Mes plus grands échecs

Mes plus grands échecs ont la fâcheuse manie de ne m’inclure que de façon circonstancielle. Comme pour tourner le couteau dans la plaie. Regarde, me disent-ils, tu n’es même pas fichue d’avoir un échec qui soit vraiment tien. Loser !

Je n’essaie pas de me défendre. Mes plus grands échecs ont raison. Mon cas est effectivement pitoyable. Une ancienne étudiante qui cite Machiavel pour justifier la destruction de ses concurrents, avec le soutien du PHTK, et m’assure que c’est grâce à moi. Une mobilisation citoyenne que j’ai aidé à émerger pour voir en sortir des désaxés fascistes en guerre contre un sondage (et la réalité). Un ancien étudiant qui, après son premier tour au Parlement, décide au second de s’approprier du maximum possible, parce que, au final, mes histoires d’éthique, c’est pour les nuls.

Je passais devant la toute nouvelle maison de ce dernier dans un quartier huppé lorsqu’on m’informa de ses richesses fraîchement formées. Monsieur serait désormais entrepreneur avec entreprises pour lui et sa dulcinée. Monsieur serait propriétaire d’une charmante bâtisse aux couleurs rappelant la Toscane. Monsieur aurait décidé d’utiliser tout ce qui lui passerait dans les mains au cours de son second (et dernier, il l’avait décidé) mandat pour changer sa vie.

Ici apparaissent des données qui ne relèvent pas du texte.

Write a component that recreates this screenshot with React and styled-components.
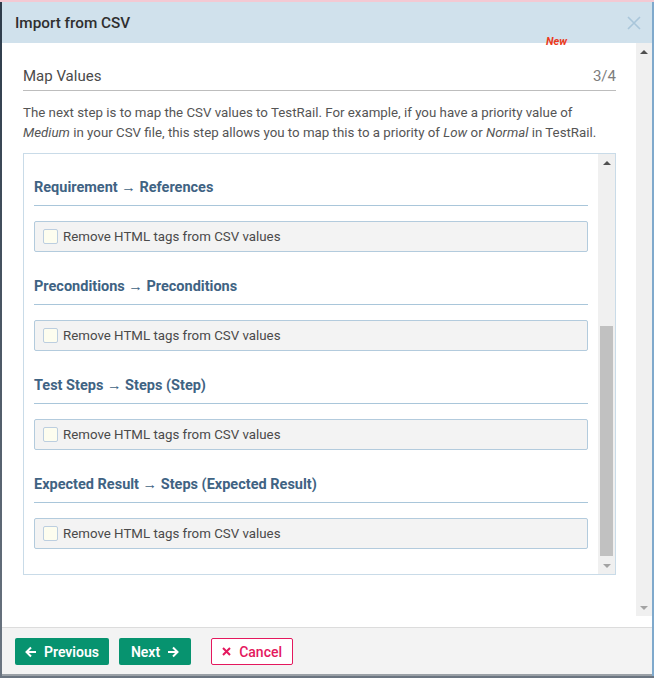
import React from "react";
import styled, { createGlobalStyle } from "styled-components";

const GlobalStyle = createGlobalStyle`
  html, body {
    margin: 0;
    padding: 0;
    background: #8a9099;
  }
  * { box-sizing: border-box; }
`;

const sections = [
  { from: "Requirement", to: "References" },
  { from: "Preconditions", to: "Preconditions" },
  { from: "Test Steps", to: "Steps (Step)" },
  { from: "Expected Result", to: "Steps (Expected Result)" },
];

const App = () => {
  return (
    <>
      <GlobalStyle />
      <Frame>
        <Dialog>
          <Header>
            <Title>Import from CSV</Title>
            <Close>
              <svg width="14" height="14" viewBox="0 0 14 14">
                <path d="M1 1 L13 13 M13 1 L1 13" stroke="#a9c6da" strokeWidth="1.6" />
              </svg>
            </Close>
          </Header>
          <Body>
            <NewBadge>New</NewBadge>
            <Content>
              <StepRow>
                <span>Map Values</span>
                <StepCount>3/4</StepCount>
              </StepRow>
              <Intro>
                The next step is to map the CSV values to TestRail. For example, if you have a priority value of
                <br />
                <em>Medium</em> in your CSV file, this step allows you to map this to a priority of <em>Low</em> or{" "}
                <em>Normal</em> in TestRail.
              </Intro>
              <ScrollBox>
                <List>
                  {sections.map((s) => (
                    <Section key={s.from}>
                      <SectionTitle>
                        {s.from} → {s.to}
                      </SectionTitle>
                      <OptionBox>
                        <Check />
                        <span>Remove HTML tags from CSV values</span>
                      </OptionBox>
                    </Section>
                  ))}
                </List>
                <ScrollBar>
                  <Arrow up />
                  <Track>
                    <Thumb />
                  </Track>
                  <Arrow />
                </ScrollBar>
              </ScrollBox>
            </Content>
            <OuterBar>
              <Arrow up />
              <Arrow />
            </OuterBar>
          </Body>
          <Footer>
            <Button $gap="10px">
              <svg width="12" height="12" viewBox="0 0 12 12">
                <path d="M11 6 H2 M6 1.5 L1.5 6 L6 10.5" stroke="#fff" strokeWidth="2" fill="none" />
              </svg>
              Previous
            </Button>
            <Button $gap="20px" $pad="12px">
              Next
              <svg width="12" height="12" viewBox="0 0 12 12">
                <path d="M1 6 H10 M6 1.5 L10.5 6 L6 10.5" stroke="#fff" strokeWidth="2" fill="none" />
              </svg>
            </Button>
            <CancelButton>
              <svg width="9" height="9" viewBox="0 0 9 9">
                <path d="M1 1 L8 8 M8 1 L1 8" stroke="#e4185e" strokeWidth="2" />
              </svg>
              Cancel
            </CancelButton>
          </Footer>
        </Dialog>
      </Frame>
    </>
  );
};

const Frame = styled.div`
  height: 678px;
  border-top: 2px solid #f3c9d3;
  padding-left: 2px;
  background: linear-gradient(#2d3b4a, #6b7581);
`;

const Dialog = styled.div`
  width: 652px;
  height: 674px;
  display: flex;
  flex-direction: column;
  background: #fff;
  border-right: 2px solid #7fa9cc;
  font-family: Roboto, "Liberation Sans", sans-serif;
`;

const Header = styled.div`
  height: 41px;
  flex-shrink: 0;
  display: flex;
  align-items: center;
  justify-content: space-between;
  padding: 0 11px 0 13px;
  background: #d0e1ec;
`;

const Title = styled.div`
  font-size: 15.3px;
  font-weight: 500;
  color: #2f2f2f;
`;

const Close = styled.div`
  display: flex;
  align-items: center;
`;

const Body = styled.div`
  position: relative;
  flex: 1;
  display: flex;
  padding-bottom: 11px;
  min-height: 0;
`;

const NewBadge = styled.span`
  position: absolute;
  left: 544px;
  top: -8px;
  font-size: 11px;
  font-weight: 700;
  font-style: italic;
  color: #ec3a1d;
`;

const Content = styled.div`
  flex: 1;
  padding: 24px 20px 0 21px;
  display: flex;
  flex-direction: column;
`;

const StepRow = styled.div`
  display: flex;
  justify-content: space-between;
  align-items: flex-end;
  font-size: 15px;
  color: #4a4a4a;
  padding-bottom: 5px;
  border-bottom: 1px solid #bdbdbd;
`;

const StepCount = styled.span`
  color: #7d7d7d;
`;

const Intro = styled.p`
  margin: 12px 0 10px;
  font-size: 13.3px;
  line-height: 20px;
  color: #555;
  white-space: nowrap;
`;

const ScrollBox = styled.div`
  height: 422px;
  display: flex;
  border: 1px solid #c9dbe8;
`;

const List = styled.div`
  flex: 1;
  padding: 24px 10px 0 10px;
  overflow: hidden;
`;

const Section = styled.div`
  margin-bottom: 25px;
`;

const SectionTitle = styled.div`
  font-size: 14.5px;
  font-weight: 700;
  line-height: 20px;
  color: #3f6383;
  padding-bottom: 7px;
  border-bottom: 1px solid #a9c6da;
  margin-bottom: 15px;
`;

const OptionBox = styled.label`
  height: 31px;
  display: flex;
  align-items: center;
  gap: 5px;
  padding: 0 8px;
  background: #f3f3f3;
  border: 1px solid #b3cbdd;
  border-radius: 2px;
  font-size: 13.3px;
  color: #4a4a4a;
`;

const Check = styled.span`
  width: 15px;
  height: 15px;
  background: #fdfdef;
  border: 1px solid #bccee0;
  border-radius: 2px;
`;

const ScrollBar = styled.div`
  width: 17px;
  display: flex;
  flex-direction: column;
  background: #f0f0f0;
`;

const Track = styled.div`
  flex: 1;
  padding: 0 2px;
  display: flex;
  flex-direction: column;
  justify-content: flex-end;
`;

const Thumb = styled.div`
  height: 230px;
  background: #c1c1c1;
  margin-bottom: 1px;
`;

const Arrow = styled.div`
  height: 17px;
  display: flex;
  align-items: center;
  justify-content: center;
  &::after {
    content: "";
    border-left: 4px solid transparent;
    border-right: 4px solid transparent;
    ${(p) => (p.up ? "border-bottom: 4px solid #505050;" : "border-top: 4px solid #a3a3a3;")}
  }
`;

const OuterBar = styled.div`
  width: 16px;
  display: flex;
  flex-direction: column;
  justify-content: space-between;
  background: #f0f0f0;
`;

const Footer = styled.div`
  height: 49px;
  flex-shrink: 0;
  display: flex;
  align-items: flex-start;
  padding: 10px 13px 0;
  background: #f3f3f3;
  border-top: 1px solid #dcdcdc;
  border-bottom: 2px solid #9aa0a6;
`;

const Button = styled.button`
  height: 27px;
  display: flex;
  align-items: center;
  gap: 7px;
  padding: 0 ${(p) => p.$pad || "10px"};
  margin-right: ${(p) => p.$gap};
  background: #07936f;
  border: none;
  border-radius: 2px;
  font-family: Roboto, "Liberation Sans", sans-serif;
  font-size: 14px;
  font-weight: 600;
  color: #fff;
`;

const CancelButton = styled.button`
  height: 27px;
  display: flex;
  align-items: center;
  gap: 8px;
  padding: 0 10px;
  background: #fff;
  border: 1px solid #e4185e;
  border-radius: 2px;
  font-family: Roboto, "Liberation Sans", sans-serif;
  font-size: 14px;
  font-weight: 500;
  color: #e4185e;
`;

export default App;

Il avait essayé, au début du premier. Être un bon parlementaire, à défaut d’être honnête. Il venait d’arriver. Il voulait changer les choses. Pour sa communauté. Pour lui aussi, certes, mais bon… pour la communauté aussi. Cela ne dura pas longtemps. Il vit les autres aller. Leurs petites brasses par-ci et leurs magouilles par-là. Il commençait à se sentir idiot, bête, stupide et maints autres synonymes pour egare. Il résolut de devenir intelligent.

Il devait commencer en retard et ne pourrait donc engranger autant qu’il aurait voulu. Aussi, résolut-il d’y aller progressivement, de briguer un second mandat et de, une fois, sa place assurée, mettre en route son plan d’engranger encore et encore, jusqu’à ce qu’il ne reste plus rien à grappiller, pour à la fin de son mandat, se reposer, enfin, le ventre repu.

Son plan réussit. Mieux que le premier. Servir sa communauté au Parlement, c’est compliqué. N’y pas surfacturer est sacrilège. Avoir un autre dieu que la corruption est à la limite du blasphème. Au deuxième mandat, les dieux lui furent favorables. Il s’en sortit bien, le voilà confortablement installé dans une classe moyenne aisée dont l’accès – ascenseur social bloqué exige – passe souvent par la drogue (qu’il faudrait légaliser) ou la politique (qu’il faudrait moraliser).

Des fois, il me prend des envies de lui demander comment il peut vivre avec cette abyssale trahison de ses mandants, mais j’ai trop peur de sa réponse pour oser le faire en vrai. Heureusement, il lit ce blogue.